Leaving aside the truckers, the figure for travellers would average 18,493 people crossing each of the four sets of border crossings per day, which is patently not the case. One can only presume that this is aggregated immigration data for the countries as a whole. Again, it is not clear where the figure of 140,000 truckers emanates from. There are certainly not that many trucks using the route on a regular basis, but if it is an aggregate of all the trucks crossing the corridor in a year, this would amount to a daily average of 384 across the length of the corridor. This is certainly possible, but it may also reflect some double- and triple-counting. Again, it is difficult to assess the claim about the economic contribution of the corridor. Adding Lagos to the equation bulks up the numbers considerably, but the economy of the metropolis does not revolve primarily around the existence of the corridor. It seems likely that that these figures also factor in the trade conducted through the five ports of Abidjan, Tema, Lomé, Cotonou and Apapa. These lie along the corridor and are counted by ALCO as part of its infrastructure. But the ports are primarily intended to service a different set of corridors leading to the Sahelian countries.

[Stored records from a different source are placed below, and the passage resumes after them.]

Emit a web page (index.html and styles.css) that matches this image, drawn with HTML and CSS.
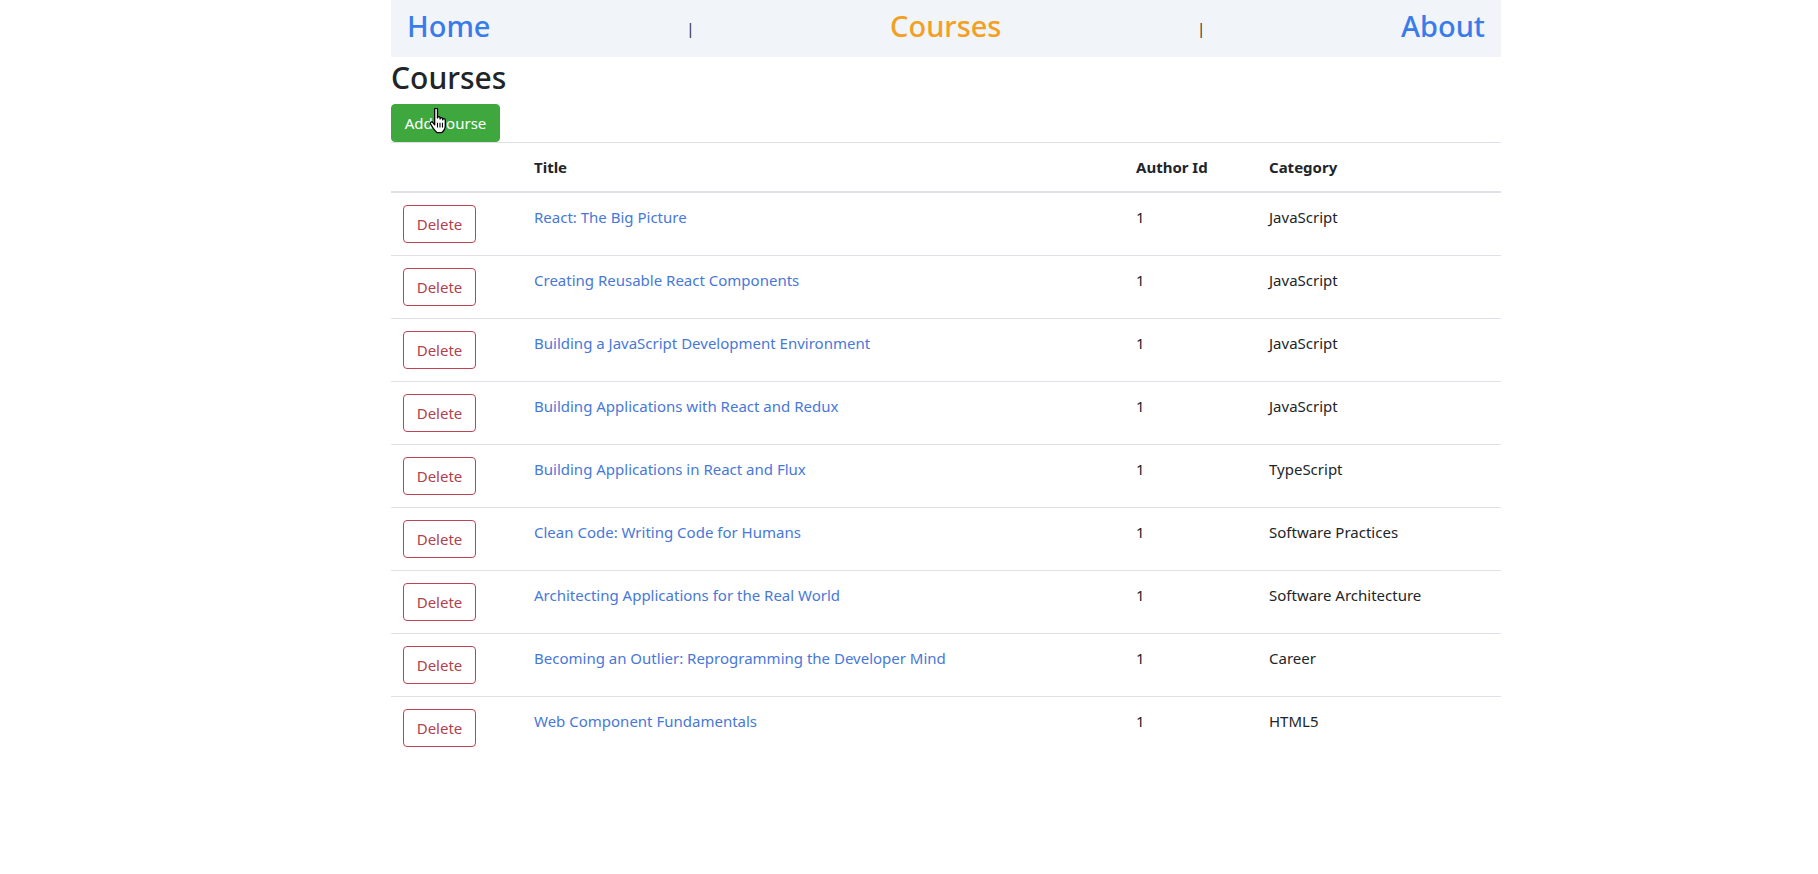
FILE: index.html
```html
<!DOCTYPE html>
<html lang="en">
<head>
<meta charset="utf-8">
<title>Courses</title>
<link rel="stylesheet" href="styles.css">
</head>
<body>
<div class="container">
  <nav class="nav">
    <a class="nav-link" href="#">Home</a>
    <span class="sep">|</span>
    <a class="nav-link active" href="#">Courses</a>
    <span class="sep">|</span>
    <a class="nav-link" href="#">About</a>
  </nav>
  <h2 class="page-title">Courses</h2>
  <div class="actions">
    <button class="btn btn-success">Add Course</button>
    <svg class="cursor" width="22" height="26" viewBox="0 0 20 24">
      <path d="M6 1.3c0-.8.6-1.3 1.3-1.3s1.3.5 1.3 1.3V9.2c0-.7.5-1.2 1.2-1.2s1.2.5 1.2 1.2v.9c0-.7.5-1.2 1.2-1.2s1.2.5 1.2 1.2v.9c0-.7.5-1.2 1.2-1.2s1.2.5 1.2 1.2v5.2c0 3-1.5 5.3-3.4 6.6H8.3c-1.5-1-2.8-2.7-4.2-5L2.2 14.8c-.4-.7-.2-1.5.5-1.8.6-.3 1.3-.1 1.7.5L6 15.6z" fill="#fff" stroke="#000" stroke-width="1.2" stroke-linejoin="round"/>
      <path d="M8.6 13.5v4.5M10.9 13.5v4.5M13.2 13.5v4.5" stroke="#000" stroke-width="1"/>
    </svg>
  </div>
  <table class="table">
    <colgroup>
      <col class="c-del"><col class="c-title"><col class="c-author"><col class="c-cat">
    </colgroup>
    <thead>
      <tr><th></th><th>Title</th><th>Author Id</th><th>Category</th></tr>
    </thead>
    <tbody>
      <tr><td><button class="btn btn-outline-danger">Delete</button></td><td><a href="#">React: The Big Picture</a></td><td>1</td><td>JavaScript</td></tr>
      <tr><td><button class="btn btn-outline-danger">Delete</button></td><td><a href="#">Creating Reusable React Components</a></td><td>1</td><td>JavaScript</td></tr>
      <tr><td><button class="btn btn-outline-danger">Delete</button></td><td><a href="#">Building a JavaScript Development Environment</a></td><td>1</td><td>JavaScript</td></tr>
      <tr><td><button class="btn btn-outline-danger">Delete</button></td><td><a href="#">Building Applications with React and Redux</a></td><td>1</td><td>JavaScript</td></tr>
      <tr><td><button class="btn btn-outline-danger">Delete</button></td><td><a href="#">Building Applications in React and Flux</a></td><td>1</td><td>TypeScript</td></tr>
      <tr><td><button class="btn btn-outline-danger">Delete</button></td><td><a href="#">Clean Code: Writing Code for Humans</a></td><td>1</td><td>Software Practices</td></tr>
      <tr><td><button class="btn btn-outline-danger">Delete</button></td><td><a href="#">Architecting Applications for the Real World</a></td><td>1</td><td>Software Architecture</td></tr>
      <tr><td><button class="btn btn-outline-danger">Delete</button></td><td><a href="#">Becoming an Outlier: Reprogramming the Developer Mind</a></td><td>1</td><td>Career</td></tr>
      <tr><td><button class="btn btn-outline-danger">Delete</button></td><td><a href="#">Web Component Fundamentals</a></td><td>1</td><td>HTML5</td></tr>
    </tbody>
  </table>
</div>
</body>
</html>
```
FILE: styles.css
```css
html, body {
  margin: 0;
  padding: 0;
  background: #fff;
}
body {
  font-family: "Noto Sans", "Open Sans", sans-serif;
  font-size: 15px;
  line-height: 24px;
  color: #212529;
}
.container {
  width: 1110px;
  margin-left: 391px;
}
.nav {
  display: flex;
  justify-content: space-between;
  align-items: baseline;
  height: 57px;
  padding: 4px 16px 0;
  background: #f1f4f9;
  box-sizing: border-box;
}
.nav-link {
  font-size: 29px;
  line-height: 44px;
  font-weight: 500;
  color: #3a7bea;
  text-decoration: none;
}
.nav-link.active {
  color: #f1a023;
}
.sep {
  position: relative;
  top: -3px;
  font-size: 15px;
  color: #333;
}
.page-title {
  margin: 0 0 8px;
  padding-top: 3px;
  font-size: 30px;
  line-height: 36px;
  font-weight: 500;
  color: #212529;
}
.actions {
  position: relative;
  height: 38px;
}
.btn {
  display: inline-block;
  box-sizing: border-box;
  height: 38px;
  padding: 0 12px;
  font-family: inherit;
  font-size: 15px;
  line-height: 36px;
  border: 1px solid transparent;
  border-radius: 4px;
  background: transparent;
  cursor: pointer;
}
.btn-success {
  width: 109px;
  background: #3ea83e;
  border-color: #3ea83e;
  color: #fff;
}
.btn-outline-danger {
  width: 73px;
  padding: 0;
  border-color: #bd4553;
  color: #b0424e;
}
.cursor {
  position: absolute;
  left: 37px;
  top: 4px;
}
.table {
  width: 100%;
  border-collapse: collapse;
  table-layout: fixed;
}
.c-del { width: 131px; }
.c-title { width: 602px; }
.c-author { width: 133px; }
.c-cat { width: 244px; }
.table th,
.table td {
  padding: 12px;
  text-align: left;
  vertical-align: top;
  line-height: 24px;
  border-top: 1px solid #dee2e6;
}
.table th {
  font-weight: 700;
  border-bottom: 2px solid #dee2e6;
}
.table td a {
  color: #4778d8;
  text-decoration: none;
}
.table td .btn {
  vertical-align: top;
}
```
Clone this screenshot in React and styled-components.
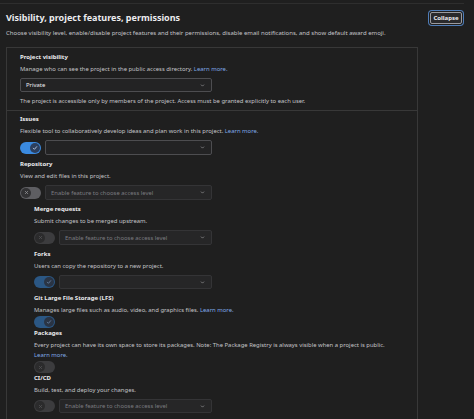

There is a case, of course, for seeing the big picture here. Hence Theo Notteboom writes that:
A transport corridor is very often viewed as a point-to-point connection. In reality, individual transport corridors are mostly part of extensive transport and logistics networks consisting of a range of corridors, each with specific characteristics in terms of scale, transport modes used, price and service quality. The future development of transport corridors will therefore have to be assessed ever more from a network perspective.2 Theo Notteboom, ‘Strategies and Future Development of Transport Corridors’, in Alix Yann (ed.), Les Corridors de Transport, Caens, 2012, no page <www.faq-logistique.com/EMS-Livre-Corridors-Transport-18-Strategies-Future-Develoment.htm> [Accessed 19 March 2021].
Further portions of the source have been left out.